Why God? I did not know until the meditation began. Somewhere in the middle of the meditation, in my mind’s eye, I saw Jesus on the cross. It felt very real and very present, and I felt myself there watching him hanging from the cross.
In my inner voice, I heard Jesus say, “Father, why have you forsaken me?” It felt as if those words were coming from my own mouth, “Father, why have you forsaken me?”
I began to cry to myself as the tears ran down my face, and I felt a very deep belief in forsakenness. Father. Mother. Grandfather. All relationships I have experienced with men in this life, probably many lives before, came up in me as pain and suffering. I felt, “Why have you forsaken me?” All the disappointments emerged as tears that dripped out of my heart.
I then began to experience how my own beliefs and feelings of forsakenness had created all my disappointments in love. I had believed in the forsakenness of my own being, and those feelings had actually caused me to create the very scenario I so feared.
Set myself free
Now that this has been revealed as a part of my still, small self within, I can set myself free. Forgive them for they know not what they do. Forgive me for I know not what I do. The unconsciousness within is so beautifully reflected in the images, words, actions and reactions of those who cross our paths – most profoundly by those who are the closest to us, who reflect that which is inside of us, that which we have yet to discover or reveal.

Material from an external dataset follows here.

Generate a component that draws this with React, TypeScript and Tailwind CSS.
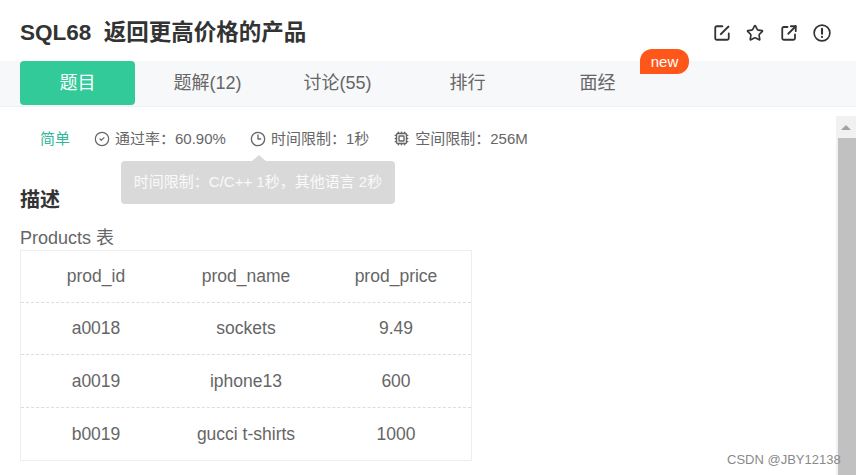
import { Star, CircleCheck, Clock3, Cpu } from "lucide-react";

const FONT = "font-['Liberation_Sans','Noto_Sans_CJK_SC',sans-serif]";

const TABS = ["题目", "题解(12)", "讨论(55)", "排行", "面经"];

const ROWS = [
  ["prod_id", "prod_name", "prod_price"],
  ["a0018", "sockets", "9.49"],
  ["a0019", "iphone13", "600"],
  ["b0019", "gucci t-shirts", "1000"],
];

function EditIcon() {
  return (
    <svg width="18" height="18" viewBox="0 0 24 24" fill="none" stroke="currentColor" strokeWidth="2.4" strokeLinecap="round" strokeLinejoin="round">
      <path d="M21 12.5V19a2 2 0 0 1-2 2H5a2 2 0 0 1-2-2V5a2 2 0 0 1 2-2h7.5" />
      <path d="M10.5 13.5 20.5 3.5" strokeWidth="2.8" />
    </svg>
  );
}

function ShareIcon() {
  return (
    <svg width="18" height="18" viewBox="0 0 24 24" fill="none" stroke="currentColor" strokeWidth="2.4" strokeLinecap="round" strokeLinejoin="round">
      <path d="M10 4H5a2 2 0 0 0-2 2v13a2 2 0 0 0 2 2h13a2 2 0 0 0 2-2v-5" />
      <path d="M11 13 21 3" />
      <path d="M14.5 3H21v6.5" />
    </svg>
  );
}

function AlertIcon() {
  return (
    <svg width="18" height="18" viewBox="0 0 24 24" fill="none" stroke="currentColor" strokeWidth="2.2" strokeLinecap="round">
      <circle cx="12" cy="12" r="10.5" />
      <path d="M12 6.5v6.5" strokeWidth="2.8" />
      <path d="M12 17.2v.1" strokeWidth="3" />
    </svg>
  );
}

export default function App() {
  return (
    <div className={`${FONT} relative h-[475px] w-[856px] overflow-hidden bg-white text-[#666]`}>
      {/* Title */}
      <div className="flex h-[61px] items-center justify-between pt-[5px] pl-5 pr-[25px]">
        <h1 className="text-[22.5px] leading-[30px] font-bold whitespace-pre text-[#333]">SQL68  返回更高价格的产品</h1>
        <div className="flex items-center gap-[15.5px] text-[#333]">
          <EditIcon />
          <Star size={18} strokeWidth={2.2} />
          <ShareIcon />
          <AlertIcon />
        </div>
      </div>

      {/* Tabs */}
      <div className="relative flex h-[46px] gap-[15px] border-b border-[#eef0f3] bg-[#f7f8fa] pl-5">
        {TABS.map((tab, i) => (
          <div
            key={tab}
            className={
              i === 0
                ? "flex h-[44px] w-[115px] items-center justify-center rounded-[4px] bg-[#32ca99] text-[18px] text-white"
                : "flex h-[44px] w-[115px] items-center justify-center text-[18px] text-[#666]"
            }
          >
            {tab}
          </div>
        ))}
        <div className="absolute top-[-12px] left-[640px] flex h-[25px] w-[49px] items-center justify-center rounded-t-[12px] rounded-br-[12px] bg-[#ff5719] pt-[1px] text-[15px] text-white">
          new
        </div>
      </div>

      <div className="flex">
        <div className="flex-1 pl-5">
          {/* Meta */}
          <div className="flex h-[64px] items-center pl-5 text-[15px]">
            <span className="mr-[24px] text-[#32b79a]">简单</span>
            <span className="mr-[24px] flex items-center gap-[5px]">
              <CircleCheck size={16} strokeWidth={1.8} className="mb-[1px]" />
              通过率：60.90%
            </span>
            <span className="mr-[25px] flex items-center gap-[5px]">
              <Clock3 size={16} strokeWidth={2} className="mb-[1px]" />
              时间限制：1秒
            </span>
            <span className="flex items-center gap-[6px]">
              <Cpu size={15} strokeWidth={2.2} className="mb-[1px]" />
              空间限制：256M
            </span>
          </div>

          <h2 className="mt-[15px] text-[20px] leading-[28px] font-bold text-[#333]">描述</h2>
          <p className="mt-[12px] text-[18px] leading-[24px]">Products 表</p>

          {/* Table */}
          <div className="w-[452px] border border-[#eeeeee]">
            {ROWS.map((row, r) => (
              <div
                key={row[0]}
                className={
                  r === 3
                    ? "grid h-[52px] grid-cols-[150px_150px_150px] items-center text-center text-[17.5px]"
                    : r === 2
                      ? "grid h-[53px] grid-cols-[150px_150px_150px] items-center border-b border-dashed border-[#dddddd] text-center text-[17.5px]"
                      : "grid h-[52px] grid-cols-[150px_150px_150px] items-center border-b border-dashed border-[#dddddd] text-center text-[17.5px]"
                }
              >
                {row.map((cell) => (
                  <span key={cell}>{cell}</span>
                ))}
              </div>
            ))}
          </div>
        </div>

        {/* Scrollbar */}
        <div className="mt-[9px] flex h-[400px] w-5 flex-col items-end bg-[#f1f1f1]">
          <div className="flex h-[22px] w-full shrink-0 items-center justify-center">
            <div className="h-0 w-0 border-x-[5px] border-b-[5px] border-x-transparent border-b-[#a3a3a3]" />
          </div>
          <div className="h-full w-[18px] bg-[#c1c1c1]" />
        </div>
      </div>

      {/* Tooltip */}
      <div className="absolute top-[161px] left-[121px] flex h-[43px] w-[274px] items-center justify-center rounded-[4px] bg-[#d9d9d9] text-[15px] text-[#fafafa]">
        时间限制：C/C++ 1秒，其他语言 2秒
        <div className="absolute top-[-6px] left-[131px] h-0 w-0 border-x-[7px] border-b-[6px] border-x-transparent border-b-[#d9d9d9]" />
      </div>

      {/* Watermark */}
      <div className="absolute top-[452px] left-[727px] text-[13px] leading-[16px] whitespace-nowrap text-[#8a8a8a]">CSDN @JBY12138</div>
    </div>
  );
}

I do want to add that everything beautiful and wonderful and loving and magnificent that we see, feel and know about another is also a reflection of ourselves, as there is truly only one of us here. The presence of the all-powerful, all-knowing and all-loving God/Goddess residing within each of us is called, among other things, the Soul or the Self.
Traversing this path of awakening to our true, authentic self begins with letting go of all that we are not and allowing the Self that we truly are to become the experiencer of the experience of life itself in its most awesome expression of unity and oneness.